I found that Postman is a useful tool to test your API calls. With a lot of research and trial and error I was able to create API calls that authenticated a session and queried the numeric VM ID based on the virtual machine name. It is very easy to make REST calls within Ansible since you are just sending and receiving web requests to a URL. I reviewed the documentation for creating REST calls in Ansible, so I was comfortable doing this if a future project required it.

Putting it in Ansible

I will admit this is the most intimidating and difficult part as everything in this step was new to me. Ansible can be installed on any major Linux distribution for free and can be used as the next step to get your code running. Ansible works by reading files created in the YAML, abbreviated YML, file format to do its work. I looked up sample file after sample file to get comfortable with the syntax. As a good starting point, first create a simple YML file that completes a basic task using the REST API that you previously tested with in Postman and get a working playbook before moving onto multiple tasks and the VMware collection.

The Ansible software that is the key product of enterprise automation is a paid product called Ansible Tower. There is also an open-source version of Tower called the AWX project. If your organization does not have Tower, look into deploying AWX to get things started. Tower and AWX present a web interface that allows for playbooks and projects to be built and executed from. Tower also hooks into GitHub so that GitHub is the single source of truth for code and version control. I uploaded my YML file to GitHub and connected it to my Tower project. Now whenever Tower needs to run my code, it can check GitHub to make sure it is running the latest revision.

Another thing that Tower and AWX allow you to do is make further use of variables in your code. You can define and use variables within your playbook, but you can also use built in environmental variables within Tower. This is useful especially with credentials. Rather than defining credentials in plain text in a playbook, I can define them in my Ansible project through the web interface. You will notice in my code below that I never define credentials in the code. This is because I have defined a "VMware vCenter" credential type on my Ansible project through the web interface. At runtime Ansible exposes the credentials as variables.

The finished product

Ultimately there is a lot more to cover than can be put into a short article. So far, I have outlined the steps I took to arrive at a finished playbook. Now we will get into the technical parts of my playbook to learn how it works.

---
- name: OME Lab Start
  hosts: localhost
  gather_facts: no
  vars:
    vmware:
      host: '{{ lookup("env", "VMWARE_HOST") }}'
      username: '{{ lookup("env", "VMWARE_USER") }}'
      password: '{{ lookup("env", "VMWARE_PASSWORD") }}'

The 3 dashes at the beginning show the start of the YML document. Each section of a YML document uses dashes and spaces to keep sections together. Spaces are very important in YML. A playbook can have one or several plays. For simplicity my playbook just has one play, to revert the VM snapshot and power it on. In a more complex playbook, you may have 1 play that targets web servers and executes a series of tasks, and another play that targets the DB servers to execute different tasks.

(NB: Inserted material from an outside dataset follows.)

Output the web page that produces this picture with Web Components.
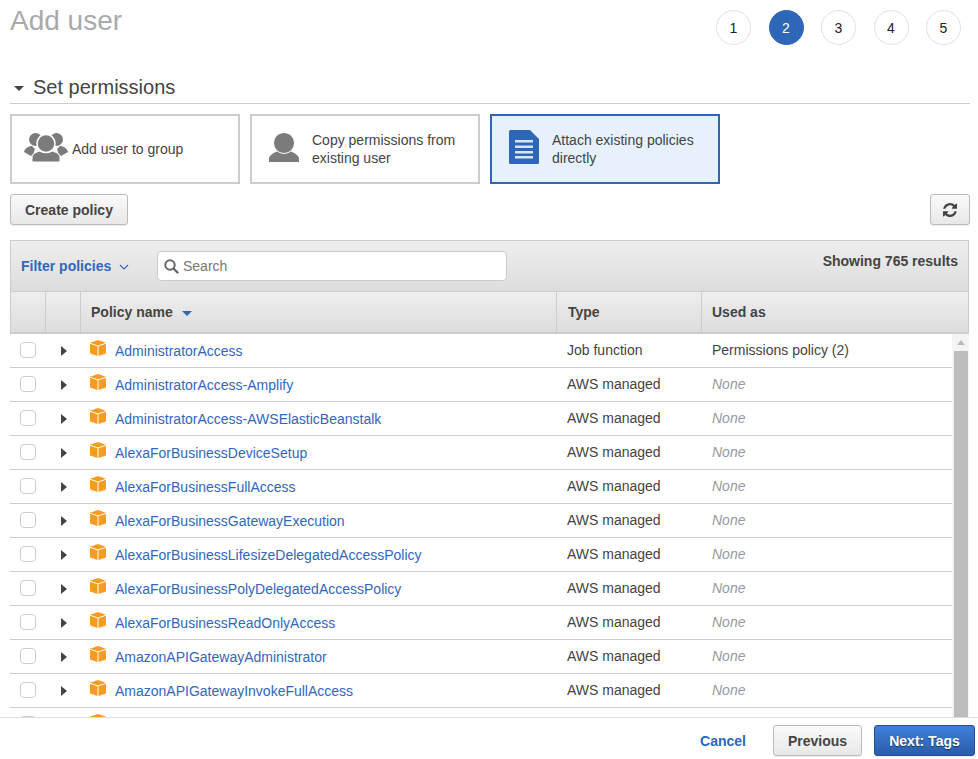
<!DOCTYPE html>
<html>
<head>
<meta charset="utf-8">
<title>Add user</title>
<style>
  html, body { margin: 0; height: 100%; overflow: hidden; background: #fff; }
  body { font: 14px/18px "Liberation Sans", Arial, sans-serif; color: #444; }
</style>
</head>
<body>
<add-user-page></add-user-page>

<script>
(function () {
  const ICONS = {
    group: `<svg width="44" height="29" viewBox="0 0 44 29"><g fill="#7b7b7b"><circle cx="11.500" cy="6.500" r="6.500"/><circle cx="32.500" cy="6.500" r="6.500"/><path d="M0 19c1-4 5-6 8-6l3 3c-1 2-1 4-2 5l-2 2z"/><path d="M44 19c-1-4-5-6-8-6l-3 3c1 2 1 4 2 5l2 2z"/></g><path d="M8 29v-4c0-4 4-6 8-7 3 2 9 2 12 0 4 1 8 3 8 7v4z" fill="#7b7b7b" stroke="#fff" stroke-width="1"/><circle cx="22" cy="10.500" r="9" fill="#7b7b7b" stroke="#fff" stroke-width="1.500"/></svg>`,
    user: `<svg width="30" height="29" viewBox="0 0 30 29"><path d="M0 29v-3c0-4 5-6 9-8h12c4 2 9 4 9 8v3z" fill="#7b7b7b"/><circle cx="15" cy="10" r="10.500" fill="#7b7b7b" stroke="#fff" stroke-width="1"/></svg>`,
    doc: `<svg width="30" height="34" viewBox="0 0 30 34"><path d="M1.500 0H21l9 9v23.500a1.500 1.500 0 0 1-1.500 1.500h-27A1.500 1.500 0 0 1 0 32.500v-31A1.500 1.500 0 0 1 1.500 0z" fill="#2e66b8"/><path d="M6 10h18v2.500H6zM6 15.500h18V18H6zM6 21h18v2.500H6zM6 26h18v2.500H6z" fill="#d9e6f7"/></svg>`,
    refresh: `<svg width="14" height="14" viewBox="0 0 1536 1536"><path fill="#444" d="M1511 928q0 5-1 7-64 268-268 434.500t-478 166.500q-146 0-282.500-55t-243.500-157l-129 129q-19 19-45 19t-45-19-19-45v-448q0-26 19-45t45-19h448q26 0 45 19t19 45-19 45l-137 137q71 66 161 102t187 36q134 0 250-65t186-179q11-17 53-117 8-23 30-23h192q13 0 22.500 9.500t9.500 22.500zm25-800v448q0 26-19 45t-45 19h-448q-26 0-45-19t-19-45 19-45l138-138q-148-137-349-137-134 0-250 65t-186 179q-11 17-53 117-8 23-30 23h-199q-13 0-22.500-9.500t-9.500-22.500v-7q65-268 270-434.500t480-166.500q146 0 284 55.500t245 156.500l130-129q19-19 45-19t45 19 19 45z"/></svg>`,
    cube: `<svg width="16" height="16" viewBox="0 0 16 16"><path d="M8 0l8 2.800L8 5.400 0 2.800z" fill="#f79c22"/><path d="M0 3.700l7.500 2.500V16L0 13.500z" fill="#f79c22"/><path d="M16 3.700L8.500 6.200V16l7.500-2.500z" fill="#f79c22"/></svg>`
  };

  customElements.define('step-dot', class extends HTMLElement {
    constructor() {
      super();
      this.attachShadow({ mode: 'open' }).innerHTML = `
        <style>
          :host { display: flex; align-items: center; justify-content: center; box-sizing: border-box;
            width: 35px; height: 35px; border-radius: 50%; border: 1px solid #e1e1e1; background: #fff;
            color: #222; font-size: 14px; }
          :host([active]) { background: #2e66b8; border-color: #2e66b8; color: #fff; }
        </style><slot></slot>`;
    }
  });

  customElements.define('perm-card', class extends HTMLElement {
    constructor() {
      super();
      this.attachShadow({ mode: 'open' }).innerHTML = `
        <style>
          :host { display: flex; align-items: center; box-sizing: border-box; width: 230px; height: 70px;
            border: 2px solid #ccc; background: #fff; color: #444; }
          :host([selected]) { border-color: #2e66b8; background: #e6f1fd; }
          .icon { flex: 0 0 60px; box-sizing: border-box; display: flex; justify-content: center; padding-left: var(--icon-pad, 4px); }
          .text { flex: 1; padding-right: 12px; }
        </style>
        <div class="icon"><slot name="icon"></slot></div>
        <div class="text"><slot></slot></div>`;
    }
  });

  customElements.define('aws-button', class extends HTMLElement {
    constructor() {
      super();
      this.attachShadow({ mode: 'open' }).innerHTML = `
        <style>
          :host { display: inline-flex; align-items: center; justify-content: center; box-sizing: border-box;
            height: 31px; padding: 0 14px; border: 1px solid #bbb; border-radius: 3px;
            background: linear-gradient(#fafafa, #e8e8e8); color: #444; font-weight: bold; font-size: 14px;
            box-shadow: 0 1px 1px rgba(0,0,0,.08); }
          :host([primary]) { background: linear-gradient(#3f7fdc, #2a5da9); border-color: #1f4f96; color: #fff;
            text-shadow: 0 1px 1px rgba(0,0,0,.5); }
        </style><slot></slot>`;
    }
  });

  customElements.define('policy-row', class extends HTMLElement {
    constructor() {
      super();
      this.attachShadow({ mode: 'open' }).innerHTML = `
        <style>
          :host { display: grid; grid-template-columns: 36px 35px 476px 145px 1fr; flex: none; box-sizing: border-box;
            height: 34px; border-bottom: 1px solid #ccc; align-items: center; }
          .check { width: 16px; height: 16px; box-sizing: border-box; margin: -1px 0 0 10px; border: 1px solid #ccc; border-radius: 4px; background: #fff; }
          .arrow { width: 0; height: 0; margin-left: 15px; border-left: 6px solid #444; border-top: 5px solid transparent; border-bottom: 5px solid transparent; }
          .name { display: flex; align-items: center; padding-left: 9px; }
          .name svg { flex: none; margin: -6px 9px 0 0; }
          a { color: #3367bd; text-decoration: none; }
          .type, .used { padding: 0 0 2px 10px; }
          .none { color: #999; font-style: italic; }
        </style>
        <div class="check"></div>
        <div class="arrow"></div>
        <div class="name">${ICONS.cube}<a></a></div>
        <div class="type"></div>
        <div class="used"></div>`;
    }
    connectedCallback() {
      const r = this.shadowRoot;
      r.querySelector('a').textContent = this.getAttribute('name') || '';
      r.querySelector('.type').textContent = this.getAttribute('type') || '';
      const used = r.querySelector('.used');
      used.textContent = this.getAttribute('used') || '';
      if (used.textContent === 'None') used.classList.add('none');
    }
  });

  customElements.define('policy-table', class extends HTMLElement {
    constructor() {
      super();
      this.attachShadow({ mode: 'open' }).innerHTML = `
        <style>
          :host { display: flex; flex-direction: column; flex: 1; min-height: 0; margin-right: 1px; }
          .bar { display: flex; flex: none; box-sizing: border-box; height: 52px; padding: 10px 10px 0 10px; border: 1px solid #ccc; background: linear-gradient(#eee, #ddd); }
          .filter { display: flex; align-items: center; height: 30px; width: 136px; color: #3367bd; font-weight: bold; }
          .filter svg { margin-left: 8px; margin-top: 2px; }
          .search { display: flex; align-items: center; box-sizing: border-box; width: 350px; height: 30px; padding-left: 6px; border: 1px solid #ccc; border-radius: 4px; background: #fff; color: #777; }
          .search svg { margin-right: 4px; }
          .count { margin-left: auto; font-weight: bold; color: #444; line-height: 20px; }
          .head { display: grid; grid-template-columns: 34px 35px 476px 145px 1fr; flex: none; box-sizing: border-box; height: 43px; margin-top: -1px; border: 1px solid #ccc; border-width: 1px 1px 2px; background: linear-gradient(#eee, #ddd); font-weight: bold; }
          .head div { display: flex; align-items: center; padding-left: 10px; border-left: 1px solid #ccc; }
          .head div:first-child { border-left: 0; }
          .head .name svg { margin-left: 9px; margin-top: 2px; }
          .head .type { padding-left: 11px; }
          .body { display: flex; flex: 1; min-height: 0; overflow: hidden; }
          .rows { flex: 1; min-width: 0; overflow: hidden; display: flex; flex-direction: column; }
          .track { flex: 0 0 17px; display: flex; flex-direction: column; align-items: center; background: #f4f4f4; }
          .up { flex: none; width: 0; height: 0; margin: 6px 0 6px; border-left: 4px solid transparent; border-right: 4px solid transparent; border-bottom: 5px solid #bbb; }
          .thumb { flex: 1; width: 14px; background: #bdbdbd; }
        </style>
        <div class="bar">
          <div class="filter">Filter policies<svg width="10" height="6" viewBox="0 0 10 6"><path d="M1 1l4 4 4-4" fill="none" stroke="#3367bd" stroke-width="1.200"/></svg></div>
          <div class="search"><svg width="15" height="15" viewBox="0 0 15 15"><circle cx="6" cy="6" r="4.700" fill="none" stroke="#666" stroke-width="2"/><path d="M9.500 9.500l4 4" stroke="#666" stroke-width="2.400" stroke-linecap="round"/></svg>Search</div>
          <div class="count">Showing 765 results</div>
        </div>
        <div class="head">
          <div></div><div></div>
          <div class="name">Policy name<svg width="10" height="5" viewBox="0 0 10 5"><path d="M0 0h10L5 5z" fill="#2e66b8"/></svg></div>
          <div class="type">Type</div>
          <div>Used as</div>
        </div>
        <div class="body">
          <div class="rows"><slot></slot></div>
          <div class="track"><div class="up"></div><div class="thumb"></div></div>
        </div>`;
    }
  });

  const POLICIES = [
    ['AdministratorAccess', 'Job function', 'Permissions policy (2)'],
    ['AdministratorAccess-Amplify', 'AWS managed', 'None'],
    ['AdministratorAccess-AWSElasticBeanstalk', 'AWS managed', 'None'],
    ['AlexaForBusinessDeviceSetup', 'AWS managed', 'None'],
    ['AlexaForBusinessFullAccess', 'AWS managed', 'None'],
    ['AlexaForBusinessGatewayExecution', 'AWS managed', 'None'],
    ['AlexaForBusinessLifesizeDelegatedAccessPolicy', 'AWS managed', 'None'],
    ['AlexaForBusinessPolyDelegatedAccessPolicy', 'AWS managed', 'None'],
    ['AlexaForBusinessReadOnlyAccess', 'AWS managed', 'None'],
    ['AmazonAPIGatewayAdministrator', 'AWS managed', 'None'],
    ['AmazonAPIGatewayInvokeFullAccess', 'AWS managed', 'None'],
    ['', '', '']
  ];

  customElements.define('add-user-page', class extends HTMLElement {
    constructor() {
      super();
      const rows = POLICIES.map(p => `<policy-row name="${p[0]}" type="${p[1]}" used="${p[2]}"></policy-row>`).join('');
      this.attachShadow({ mode: 'open' }).innerHTML = `
        <style>
          :host { display: flex; flex-direction: column; height: 759px; }
          .main { flex: 1; min-height: 0; display: flex; flex-direction: column; padding: 0 8px 0 10px; overflow: hidden; }
          .top { display: flex; flex: none; justify-content: space-between; height: 35px; padding-top: 10px; }
          h1 { margin: -9px 0 0; font-size: 28px; line-height: 40px; font-weight: normal; color: #aaa; }
          .steps { display: flex; gap: 17.500px; margin-right: 9px; }
          .section { display: flex; flex: none; align-items: center; height: 32px; margin-top: 26px; border-bottom: 1px solid #ccc; font-size: 20px; color: #444; }
          .caret { width: 0; height: 0; margin: 3px 9px 0 4px; border-left: 5px solid transparent; border-right: 5px solid transparent; border-top: 5px solid #444; }
          .cards { display: flex; flex: none; gap: 10px; margin-top: 10px; }
          .group { --icon-pad: 8px; }
          .tools { display: flex; flex: none; justify-content: space-between; margin: 10px 0 15px; }
          .footer { display: flex; flex: none; align-items: center; justify-content: flex-end; box-sizing: border-box; height: 42px; padding: 4px 3px 0 0; border-top: 1px solid #ddd; background: #fff; }
          .cancel { margin-right: 27px; color: #2e66b8; font-weight: bold; }
          .prev { width: 89px; margin-right: 12px; }
          .next { width: 101px; }
          .refresh { width: 40px; padding: 0; }
        </style>
        <div class="main">
          <div class="top">
            <h1>Add user</h1>
            <div class="steps">
              <step-dot>1</step-dot><step-dot active>2</step-dot><step-dot>3</step-dot><step-dot>4</step-dot><step-dot>5</step-dot>
            </div>
          </div>
          <div class="section"><span class="caret"></span>Set permissions</div>
          <div class="cards">
            <perm-card class="group"><span slot="icon">${ICONS.group}</span>Add user to group</perm-card>
            <perm-card><span slot="icon">${ICONS.user}</span>Copy permissions from existing user</perm-card>
            <perm-card selected><span slot="icon">${ICONS.doc}</span>Attach existing policies directly</perm-card>
          </div>
          <div class="tools">
            <aws-button>Create policy</aws-button>
            <aws-button class="refresh">${ICONS.refresh}</aws-button>
          </div>
          <policy-table>${rows}</policy-table>
        </div>
        <div class="footer">
          <span class="cancel">Cancel</span>
          <aws-button class="prev">Previous</aws-button>
          <aws-button class="next" primary>Next: Tags</aws-button>
        </div>`;
    }
  });
})();
</script>
</body>
</html>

The hosts entry tells Ansible where the code will execute from. In my case, the local Ansible host can run the code. There may be a situation where you need a remote Linux host to run the code, in which case you can define that host in the playbook. The variables I am defining are the variables that Tower uses when I input my vCenter credentials into Tower. Other variables can be defined in your Tower project and used later in tasks.

  tasks:
  - name: Power off VM
    vmware_guest:
      hostname: "{{ vmware.host }}"
      username: "{{ vmware.username }}"
      password: "{{ vmware.password }}"
      validate_certs: no
      name: "{{ vm }}"
      state: poweredoff
    delegate_to: localhost

After declaring my host and variables, we drop into tasks. From here on every code section starting with a dash will be considered an individual task. This allows Ansible to know what tasks succeed and what tasks fail. It also allows us to pass output to the user or to another task. The module "vmware_guest" is from the VMware collection. I looked at the documentation for this method to determine the variables required. I am passing the vCenter credentials and also the variable "vm" that I defined in my project on Tower. The variable contains the name of the VM I want to power off.

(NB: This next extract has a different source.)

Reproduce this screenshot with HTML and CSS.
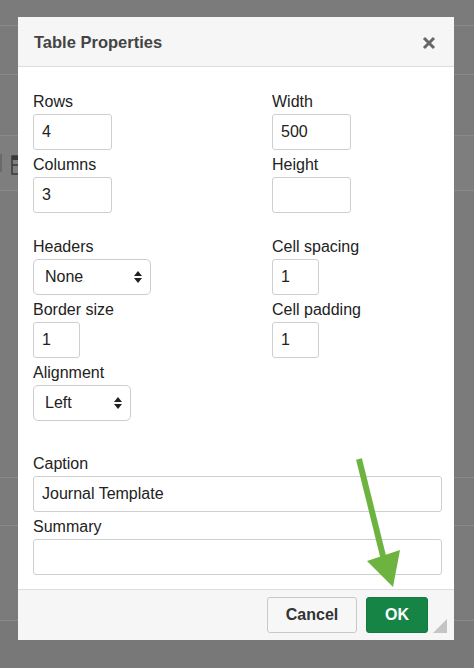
FILE: index.html
```html
<!DOCTYPE html>
<html>
<head>
<meta charset="utf-8">
<link rel="stylesheet" href="styles.css">
</head>
<body>
<div class="backdrop">
  <div class="band b1"></div>
  <div class="band b2"></div>
  <div class="band b3"></div>
  <div class="band toolbar">
    <span class="tb-sep"></span>
    <svg class="tb-icon" width="10" height="20" viewBox="0 0 10 20"><rect x="1" y="1" width="9" height="18" fill="none" stroke="#3a3a3a" stroke-width="1.5"/><rect x="1" y="1" width="9" height="4" fill="#3a3a3a"/><line x1="1" y1="10" x2="10" y2="10" stroke="#3a3a3a" stroke-width="1.5"/></svg>
  </div>
  <div class="band b5"></div>
  <div class="band b6"></div>
  <div class="band b7"></div>
  <div class="band b8"></div>
</div>

<div class="dialog">
  <div class="dlg-head">
    <span class="dlg-title">Table Properties</span>
    <svg class="dlg-close" width="14" height="14" viewBox="0 0 14 14"><path d="M2 2 L12 12 M12 2 L2 12" stroke="#666" stroke-width="3" stroke-linecap="butt"/></svg>
  </div>
  <div class="dlg-body">
    <div class="section two">
      <div class="col">
        <div class="field"><label>Rows</label><input class="inp w79" value="4"></div>
        <div class="field"><label>Columns</label><input class="inp w79" value="3"></div>
      </div>
      <div class="col">
        <div class="field"><label>Width</label><input class="inp w79" value="500"></div>
        <div class="field"><label>Height</label><input class="inp w79" value=""></div>
      </div>
    </div>
    <div class="section two gap24">
      <div class="col">
        <div class="field"><label>Headers</label><div class="sel w118"><span>None</span><svg width="8" height="14" viewBox="0 0 8 14"><path d="M4 1 L8 6 L0 6 Z M0 8 L8 8 L4 13 Z" fill="#222"/></svg></div></div>
        <div class="field"><label>Border size</label><input class="inp w47" value="1"></div>
        <div class="field"><label>Alignment</label><div class="sel w98"><span>Left</span><svg width="8" height="14" viewBox="0 0 8 14"><path d="M4 1 L8 6 L0 6 Z M0 8 L8 8 L4 13 Z" fill="#222"/></svg></div></div>
      </div>
      <div class="col">
        <div class="field"><label>Cell spacing</label><input class="inp w47" value="1"></div>
        <div class="field"><label>Cell padding</label><input class="inp w47" value="1"></div>
      </div>
    </div>
    <div class="section gap32">
      <div class="col">
        <div class="field"><label>Caption</label><input class="inp full" value="Journal Template"></div>
        <div class="field"><label>Summary</label><input class="inp full" value=""></div>
      </div>
    </div>
  </div>
  <div class="dlg-foot">
    <button class="btn cancel">Cancel</button>
    <button class="btn ok">OK</button>
  </div>
  <svg class="resize" width="14" height="14" viewBox="0 0 14 14"><path d="M14 0 L14 14 L0 14 Z" fill="#c4c4c4"/></svg>
</div>

<svg class="arrow" width="474" height="668" viewBox="0 0 474 668">
  <line x1="359" y1="459" x2="384" y2="560" stroke="#6db33f" stroke-width="6"/>
  <path d="M367 561 L400 550 L393 587 Z" fill="#6db33f"/>
</svg>
</body>
</html>
```

FILE: styles.css
```css
html, body {
  margin: 0;
  padding: 0;
}
body {
  width: 474px;
  height: 668px;
  overflow: hidden;
  position: relative;
  background: #787878;
  font-family: "Liberation Sans", Arial, Helvetica, sans-serif;
}
.backdrop {
  display: flex;
  flex-direction: column;
}
.band {
  background: #7b7b7b;
  border-bottom: 1px solid #8a8a8a;
}
.b1 { height: 25px; }
.b2 { height: 48px; }
.b3 { height: 60px; }
.toolbar {
  height: 54px;
  background: #7e7e7e;
  display: flex;
  align-items: center;
  gap: 9px;
}
.tb-sep {
  width: 2px;
  height: 18px;
  background: #6a6a6a;
}
.tb-icon { display: block; margin-top: 4px; }
.b5 { height: 286px; }
.b6 { height: 47px; }
.b7 { height: 94px; }
.b8 { height: 47px; background: #787878; border-bottom: none; }

.dialog {
  position: absolute;
  left: 18px;
  top: 17px;
  width: 436px;
  height: 623px;
  background: #fff;
  display: flex;
  flex-direction: column;
}
.dlg-head {
  height: 50px;
  box-sizing: border-box;
  background: #f6f6f6;
  border-bottom: 1px solid #dcdcdc;
  display: flex;
  align-items: center;
  justify-content: space-between;
  padding: 0 18px 0 16px;
}
.dlg-title {
  font-size: 16.5px;
  font-weight: bold;
  color: #444;
  margin-top: 1px;
}
.dlg-close { display: block; margin-top: 2px; }

.dlg-body {
  padding: 25px 12px 14px 15px;
  flex: 1;
  display: flex;
  flex-direction: column;
}
.section { display: flex; }
.two .col:first-child { width: 239px; }
.section .col { display: flex; flex-direction: column; gap: 5px; }
.gap24 { margin-top: 24px; }
.gap32 { margin-top: 33px; }
.gap32 .col { flex: 1; }
.field { display: flex; flex-direction: column; align-items: flex-start; }
.field label {
  font-size: 16px;
  line-height: 20px;
  color: #222;
  margin-bottom: 2px;
}
.inp {
  height: 36px;
  box-sizing: border-box;
  border: 1px solid #cfcfcf;
  border-radius: 3px;
  padding: 0 8px;
  font-family: "Liberation Sans", Arial, sans-serif;
  font-size: 16px;
  color: #222;
  background: #fff;
  outline: none;
  margin: 0;
}
.w79 { width: 79px; }
.w47 { width: 47px; }
.full { width: 409px; }
.sel {
  height: 36px;
  box-sizing: border-box;
  border: 1px solid #cdcdcd;
  border-radius: 5px;
  padding: 0 8px 0 11px;
  display: flex;
  align-items: center;
  justify-content: space-between;
  font-size: 16px;
  color: #222;
  background: #fff;
}
.sel svg { display: block; }
.w118 { width: 118px; }
.w98 { width: 98px; }

.dlg-foot {
  height: 51px;
  box-sizing: border-box;
  border-top: 1px solid #dcdcdc;
  background: #f6f6f6;
  display: flex;
  justify-content: flex-end;
  align-items: flex-start;
  gap: 9px;
  padding: 7px 26px 0 0;
}
.btn {
  height: 36px;
  box-sizing: border-box;
  font-family: "Liberation Sans", Arial, sans-serif;
  font-size: 16px;
  font-weight: bold;
  border-radius: 3px;
  margin: 0;
}
.cancel {
  width: 90px;
  background: #f7f7f7;
  border: 1px solid #c8c8c8;
  color: #333;
}
.ok {
  width: 62px;
  background: #158445;
  border: 1px solid #137a3f;
  color: #fff;
}
.resize {
  position: absolute;
  right: 7px;
  bottom: 7px;
  display: block;
}
.arrow {
  position: absolute;
  left: 0;
  top: 0;
  pointer-events: none;
}
```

  - name: Restore snapshot
    vmware_guest_snapshot:
      hostname: "{{ vmware.host }}"
      username: "{{ vmware.username }}"
      password: "{{ vmware.password }}"
      validate_certs: no
      name: "{{ vm }}"
      datacenter: "{{ datacenter }}"
      folder: "{{ folder }}"
      state: revert
      snapshot_name: "{{ snapshot }}"
    delegate_to: localhost

This is the task to restore a VM snapshot. This task uses the "vmware_guest" module and I also pass the vCenter credentials it needs. This module requires a bit more information to run. The name of the VM is the same as the previous task. The module needs to also know the Data Center and VM Folder name from vCenter to target the VM. I also pass these to my playbook using variables that I define in Tower. The last lines tell the module to target the snapshot and that I want to revert to it.

  - name: Power on VM
    vmware_guest:
      hostname: "{{ vmware.host }}"
      username: "{{ vmware.username }}"
      password: "{{ vmware.password }}"
      validate_certs: no
      name: "{{ vm }}"
      state: poweredon
    delegate_to: localhost

This is the last task of my playbook to power the VM on after reverting the snapshot. Using the same module, the steps are similar to my first task. The only difference is that I want to change the VM to the "poweredon" state. Now that the workbook is complete, I verify that the code is uploaded to the GitHub repository. I instruct my Tower project to use my repository as a code source.

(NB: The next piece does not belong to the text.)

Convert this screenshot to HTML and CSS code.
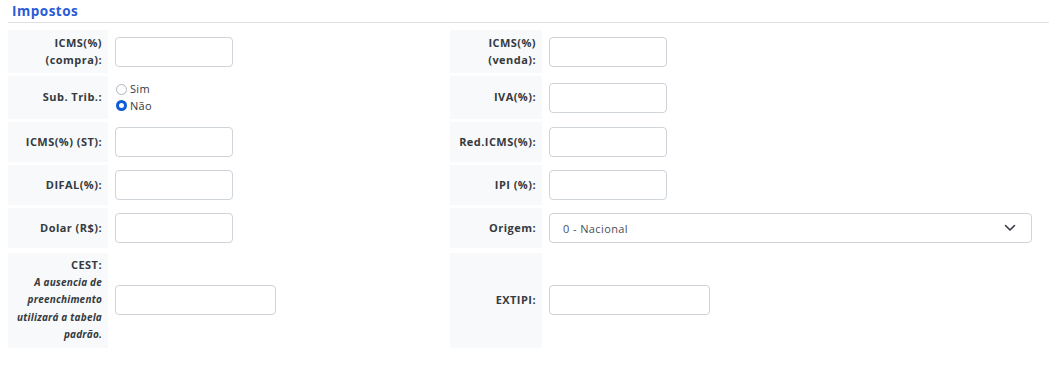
FILE: index.html
```html
<!DOCTYPE html>
<html lang="pt-BR">
<head>
<meta charset="utf-8">
<title>Impostos</title>
<link rel="stylesheet" href="styles.css">
</head>
<body>
<div class="section">
  <h2 class="section-title">Impostos</h2>
  <div class="form">
    <div class="lbl">ICMS(%)<br>(compra):</div>
    <div class="fld"><input class="inp" type="text"></div>
    <div class="lbl">ICMS(%)<br>(venda):</div>
    <div class="fld"><input class="inp" type="text"></div>

    <div class="lbl">Sub. Trib.:</div>
    <div class="fld">
      <div class="radios">
        <label class="radio"><span class="dot"></span>Sim</label>
        <label class="radio"><span class="dot on"></span>Não</label>
      </div>
    </div>
    <div class="lbl">IVA(%):</div>
    <div class="fld"><input class="inp" type="text"></div>

    <div class="lbl">ICMS(%) (ST):</div>
    <div class="fld"><input class="inp" type="text"></div>
    <div class="lbl">Red.ICMS(%):</div>
    <div class="fld"><input class="inp" type="text"></div>

    <div class="lbl">DIFAL(%):</div>
    <div class="fld"><input class="inp" type="text"></div>
    <div class="lbl">IPI (%):</div>
    <div class="fld"><input class="inp" type="text"></div>

    <div class="lbl">Dolar (R$):</div>
    <div class="fld"><input class="inp" type="text"></div>
    <div class="lbl">Origem:</div>
    <div class="fld">
      <div class="select">
        <span>0 - Nacional</span>
        <svg class="chev" width="12" height="8" viewBox="0 0 12 8"><path d="M1.5 1.5 L6 6 L10.5 1.5" fill="none" stroke="#343a40" stroke-width="1.6" stroke-linecap="round" stroke-linejoin="round"/></svg>
      </div>
    </div>

    <div class="lbl tall last"><div class="lbl-stack"><span>CEST:</span><em class="hint">A ausencia de<br>preenchimento<br>utilizará a tabela<br>padrão.</em></div></div>
    <div class="fld last"><input class="inp wide" type="text"></div>
    <div class="lbl last">EXTIPI:</div>
    <div class="fld last"><input class="inp wide" type="text"></div>
  </div>
</div>
</body>
</html>
```

FILE: styles.css
```css
* { box-sizing: border-box; }
body {
  margin: 0;
  padding: 0 0 0 8px;
  font-family: "Open Sans", "Noto Sans", sans-serif;
  color: #343a40;
  background: #fff;
}
.section { width: 1041px; }
.section-title {
  margin: 0;
  padding: 3px 0 3px 4px;
  font-size: 13.5px;
  line-height: 16px;
  font-weight: 700;
  letter-spacing: 0.5px;
  color: #2a5bd7;
  border-bottom: 1px solid #dee2e6;
  margin-right: -8px;
}
.form {
  margin-top: 7px;
  display: grid;
  grid-template-columns: 100px 342px 92px 1fr;
  row-gap: 3px;
}
.lbl {
  background: #f8f9fa;
  padding: 5px 6px;
  display: flex;
  align-items: center;
  justify-content: flex-end;
  text-align: right;
  font-size: 11px;
  line-height: 16.5px;
  font-weight: 700;
  letter-spacing: 0.45px;
  color: #343a40;
}
.lbl.tall { padding: 4px 6px; }
.last { margin-top: 2px; }
.lbl-stack { display: flex; flex-direction: column; align-items: flex-end; }
.hint {
  font-size: 10px;
  line-height: 17.5px;
  font-weight: 700;
  font-style: italic;
  letter-spacing: 0.2px;
}
.fld {
  padding: 5px 7px;
  display: flex;
  align-items: center;
}
.inp {
  width: 118px;
  height: 30px;
  border: 1px solid #ced4da;
  border-radius: 4px;
  background: #fff;
  margin: 0;
  padding: 0 8px;
  font: inherit;
}
.inp.wide { width: 161px; }
.radios { display: flex; flex-direction: column; margin-left: 1px; margin-top: 0; }
.radio {
  display: flex;
  align-items: center;
  font-size: 11px;
  line-height: 16.5px;
  letter-spacing: 0.3px;
  color: #343a40;
}
.dot {
  width: 11px;
  height: 11px;
  border: 1px solid #adb5bd;
  border-radius: 50%;
  margin-right: 3px;
  background: #fff;
}
.dot.on {
  border: 3px solid #0d5bd7;
  background: #fff;
}
.select {
  width: 483px;
  height: 30px;
  border: 1px solid #ced4da;
  border-radius: 4px;
  display: flex;
  align-items: center;
  justify-content: space-between;
  padding: 0 15px 0 13px;
  font-size: 11px;
  letter-spacing: 0.4px;
  color: #495057;
}
.chev { display: block; }
```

I integrated my playbook into Ansible Tower where it can be called by a user or event. In my case, my playbook runs every time a user finishes a lab and Tower emails me to let me know if it was successful or not. By automating this function, the lab is no longer dependent on me to perform a manual task each time the lab is used. I can now measure how much time is saved each time the playbook runs and show value for my efforts.

I hope you enjoyed this article as much as I enjoyed creating my first Ansible playbook. Now that I've had success, I am looking forward to automating my next use case. When you succeed in your first automation endeavor, I hope you also feel the need to "automate everything."